Głowa państwa bez decyzji - będzie się tylko spotykał
Pełniący obowiązki prezydenta marszałek senatu Bogdan Borusewicz zapowiedział, że jeszcze w czwartek spotka się z prezydentem elektem Bronisławem Komorowskim i nowym marszałkiem sejmu, którym po południu ma zostać Grzegorz Schetyna.
08.07.2010 | aktual.: 08.07.2010 15:39
Rano prezydent elekt Bronisław Komorowski zrezygnował z funkcji marszałka sejmu i zrzekł się mandatu poselskiego. Obowiązki głowy państwa, które dotychczas wypełniał Komorowski, przejął w związku z tym marszałek senatu. Będzie je wypełniał do chwili powołania nowego marszałka, co ma nastąpić o 18.00. Kandydatem na to stanowisko jest Grzegorz Schetyna.
Borusewicz na briefingu zapewniał, że w jego funkcjonowaniu nic się nie zmieniło; rano tego dnia prowadził posiedzenie senatu, a później przyjął dwóch ambasadorów jako marszałek senatu. - Jestem przede wszystkim marszałkiem senatu, spełniam obowiązki prezydenta. Tak mówi o tym konstytucja, nie podjąłem dotychczas żadnej decyzji, bo żadnej decyzji nie trzeba było podejmować - mówił. Podkreślił, że nie dzieje się nic takiego, co wymagałoby jego interwencji.
Wyraził nadzieję, że o 18.00 nowy marszałek sejmu przejmie obowiązki prezydenta "z mocy konstytucji".
Borusewicz zapowiedział, że jeszcze w czwartek spotka się z prezydentem elektem oraz marszałkiem sejmu. Dodał, że spotka się również z premierem Donaldem Tuskiem, który ma wziąć udział w wieczornym posiedzeniu klubu PO.
Czwartkowa "Rzeczpospolita" napisała, że według części konstytucjonalistów, do zaprzysiężenia prezydenta nikt nie może pełnić obowiązków głowy państwa. Zwolennicy tego stanowiska - podała gazeta - wskazują art. 131 ust. 2 konstytucji, który mówi, że po śmierci prezydenta (ale też np. zrzeczeniu się urzędu) "marszałek sejmu tymczasowo, do czasu wyboru nowego prezydenta", wykonuje jego obowiązki. Według tej interpretacji od 4 lipca, kiedy Komorowski został wybrany prezydentem, nikt nie może wykonywać obowiązków głowy państwa aż do jego zaprzysiężenia.

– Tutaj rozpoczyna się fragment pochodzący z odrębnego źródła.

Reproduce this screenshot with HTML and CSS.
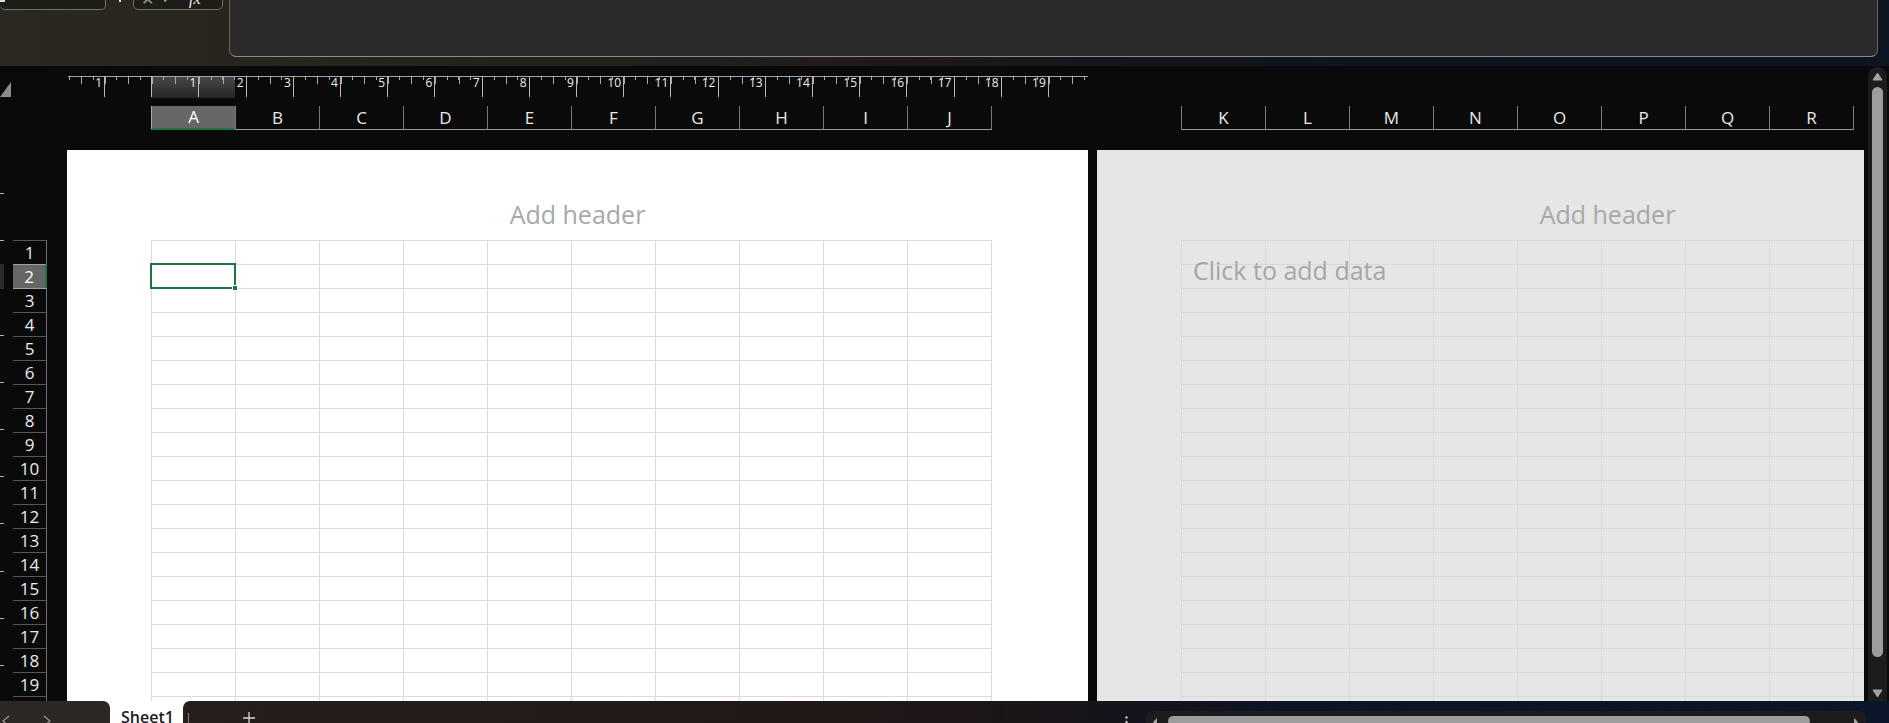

Pytany o te wątpliwości konstytucyjne, Borusewicz odpowiedział: nie mam żadnej wątpliwości w tej kwestii, a pracowałem nad tą konstytucją z 1997 roku. - Przepis art. 131 został wprowadzony po to, aby w sytuacjach nadzwyczajnych nie było luki w sprawowaniu władzy - powiedział. Jego zdaniem na ten przepis trzeba patrzeć funkcjonalnie, a nie w oderwaniu od całości konstytucji.
Jak mówił przepis ten można doprecyzować, ale - ocenił - nie powinien wzbudzać żadnych obiekcji. - On jest niezręcznie zapisany, ale z punktu widzenia funkcjonalności wiadomo, że prezydent elekt staje się prezydentem w momencie zaprzysiężenia - powiedział. Do tego czasu - jak mówił - nie może być luki w sprawowaniu władzy i właśnie po to został wprowadzony ten zapis.